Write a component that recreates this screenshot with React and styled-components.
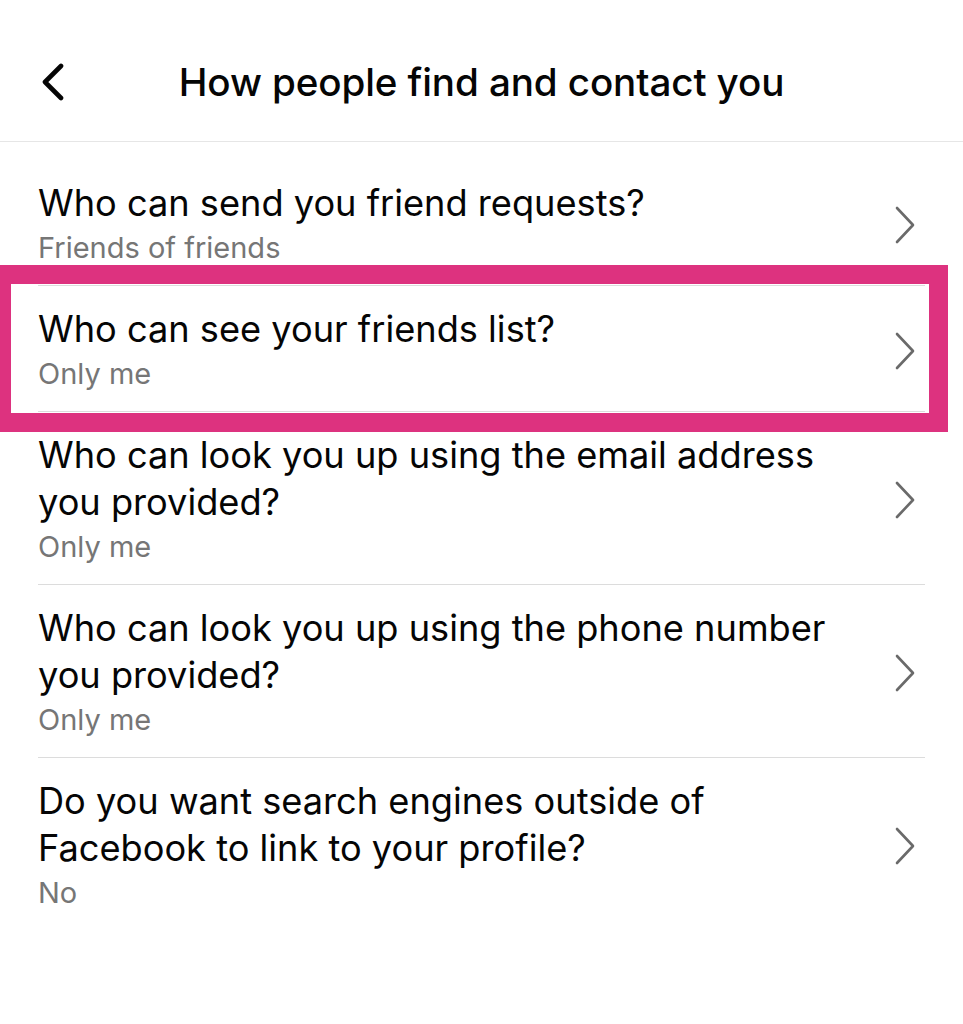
import styled, { createGlobalStyle } from "styled-components";

const GlobalStyle = createGlobalStyle`
  html, body {
    margin: 0;
    padding: 0;
    background: #ffffff;
  }
  body {
    font-family: Inter, "Noto Sans", "Liberation Sans", sans-serif;
    color: #050505;
  }
`;

const Page = styled.main`
  width: 963px;
  min-height: 1024px;
  background: #ffffff;
`;

const Header = styled.header`
  display: grid;
  grid-template-columns: 1fr auto 1fr;
  align-items: center;
  height: 142px;
  border-bottom: 1px solid #e6e6e6;
  box-sizing: border-box;
  padding-top: 22px;
`;

const BackButton = styled.button`
  justify-self: start;
  display: flex;
  align-items: center;
  background: none;
  border: 0;
  padding: 0;
  margin-left: 40px;
  cursor: pointer;
`;

const Title = styled.h1`
  margin: 0;
  font-size: 38.6px;
  font-weight: 500;
  letter-spacing: -0.1px;
  color: #050505;
`;

const List = styled.section`
  padding-top: 18px;
`;

const Row = styled.div`
  position: relative;
  display: flex;
  align-items: center;
  margin: 0 38px;
  padding: 20px 0 16px;
  border-bottom: ${p => (p.$last ? "none" : "1px solid #dcdcdc")};
`;

const Texts = styled.div`
  flex: 1;
  min-width: 0;
`;

const Question = styled.div`
  font-size: 36.2px;
  line-height: 47px;
  font-weight: 400;
  color: #050505;
`;

const Answer = styled.div`
  font-size: 29px;
  line-height: 42px;
  color: #767676;
`;

const Chevron = styled.svg`
  flex: none;
  margin: 0 9px 0 20px;
`;

const Highlight = styled.div`
  position: absolute;
  top: -21px;
  bottom: -21px;
  left: -46px;
  right: -23px;
  border: 19px solid #dd327f;
  pointer-events: none;
`;

const items = [
  { q: ["Who can send you friend requests?"], a: "Friends of friends" },
  { q: ["Who can see your friends list?"], a: "Only me", marked: true },
  { q: ["Who can look you up using the email address", "you provided?"], a: "Only me" },
  { q: ["Who can look you up using the phone number", "you provided?"], a: "Only me" },
  { q: ["Do you want search engines outside of", "Facebook to link to your profile?"], a: "No" },
];

export default function App() {
  return (
    <Page>
      <GlobalStyle />
      <Header>
        <BackButton aria-label="Back">
          <svg width="26" height="38" viewBox="0 0 26 38">
            <path d="M21 3 L5 19 L21 35" fill="none" stroke="#050505" strokeWidth="4.6" strokeLinecap="round" strokeLinejoin="round" />
          </svg>
        </BackButton>
        <Title>How people find and contact you</Title>
        <span />
      </Header>
      <List>
        {items.map((item, i) => (
          <Row key={i} $last={i === items.length - 1}>
            <Texts>
              <Question>
                {item.q.map(l => <div key={l}>{l}</div>)}
              </Question>
              <Answer>{item.a}</Answer>
            </Texts>
            <Chevron width="22" height="40" viewBox="0 0 22 40">
              <path d="M3 3 L19 20 L3 37" fill="none" stroke="#6a6a6a" strokeWidth="2.6" strokeLinecap="round" strokeLinejoin="round" />
            </Chevron>
            {item.marked && <Highlight />}
          </Row>
        ))}
      </List>
    </Page>
  );
}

* * *

-- Aim of the exercise --
Print out the material word for word, omitting the pictures.

-- Exercise response --
Write a component that recreates this screenshot with React and styled-components.
import styled, { createGlobalStyle } from "styled-components";

const GlobalStyle = createGlobalStyle`
  html, body {
    margin: 0;
    padding: 0;
    background: #ffffff;
  }
  body {
    font-family: Inter, "Noto Sans", "Liberation Sans", sans-serif;
    color: #050505;
  }
`;

const Page = styled.main`
  width: 963px;
  min-height: 1024px;
  background: #ffffff;
`;

const Header = styled.header`
  display: grid;
  grid-template-columns: 1fr auto 1fr;
  align-items: center;
  height: 142px;
  border-bottom: 1px solid #e6e6e6;
  box-sizing: border-box;
  padding-top: 22px;
`;

const BackButton = styled.button`
  justify-self: start;
  display: flex;
  align-items: center;
  background: none;
  border: 0;
  padding: 0;
  margin-left: 40px;
  cursor: pointer;
`;

const Title = styled.h1`
  margin: 0;
  font-size: 38.6px;
  font-weight: 500;
  letter-spacing: -0.1px;
  color: #050505;
`;

const List = styled.section`
  padding-top: 18px;
`;

const Row = styled.div`
  position: relative;
  display: flex;
  align-items: center;
  margin: 0 38px;
  padding: 20px 0 16px;
  border-bottom: ${p => (p.$last ? "none" : "1px solid #dcdcdc")};
`;

const Texts = styled.div`
  flex: 1;
  min-width: 0;
`;

const Question = styled.div`
  font-size: 36.2px;
  line-height: 47px;
  font-weight: 400;
  color: #050505;
`;

const Answer = styled.div`
  font-size: 29px;
  line-height: 42px;
  color: #767676;
`;

const Chevron = styled.svg`
  flex: none;
  margin: 0 9px 0 20px;
`;

const Highlight = styled.div`
  position: absolute;
  top: -21px;
  bottom: -21px;
  left: -46px;
  right: -23px;
  border: 19px solid #dd327f;
  pointer-events: none;
`;

const items = [
  { q: ["Who can send you friend requests?"], a: "Friends of friends" },
  { q: ["Who can see your friends list?"], a: "Only me", marked: true },
  { q: ["Who can look you up using the email address", "you provided?"], a: "Only me" },
  { q: ["Who can look you up using the phone number", "you provided?"], a: "Only me" },
  { q: ["Do you want search engines outside of", "Facebook to link to your profile?"], a: "No" },
];

export default function App() {
  return (
    <Page>
      <GlobalStyle />
      <Header>
        <BackButton aria-label="Back">
          <svg width="26" height="38" viewBox="0 0 26 38">
            <path d="M21 3 L5 19 L21 35" fill="none" stroke="#050505" strokeWidth="4.6" strokeLinecap="round" strokeLinejoin="round" />
          </svg>
        </BackButton>
        <Title>How people find and contact you</Title>
        <span />
      </Header>
      <List>
        {items.map((item, i) => (
          <Row key={i} $last={i === items.length - 1}>
            <Texts>
              <Question>
                {item.q.map(l => <div key={l}>{l}</div>)}
              </Question>
              <Answer>{item.a}</Answer>
            </Texts>
            <Chevron width="22" height="40" viewBox="0 0 22 40">
              <path d="M3 3 L19 20 L3 37" fill="none" stroke="#6a6a6a" strokeWidth="2.6" strokeLinecap="round" strokeLinejoin="round" />
            </Chevron>
            {item.marked && <Highlight />}
          </Row>
        ))}
      </List>
    </Page>
  );
}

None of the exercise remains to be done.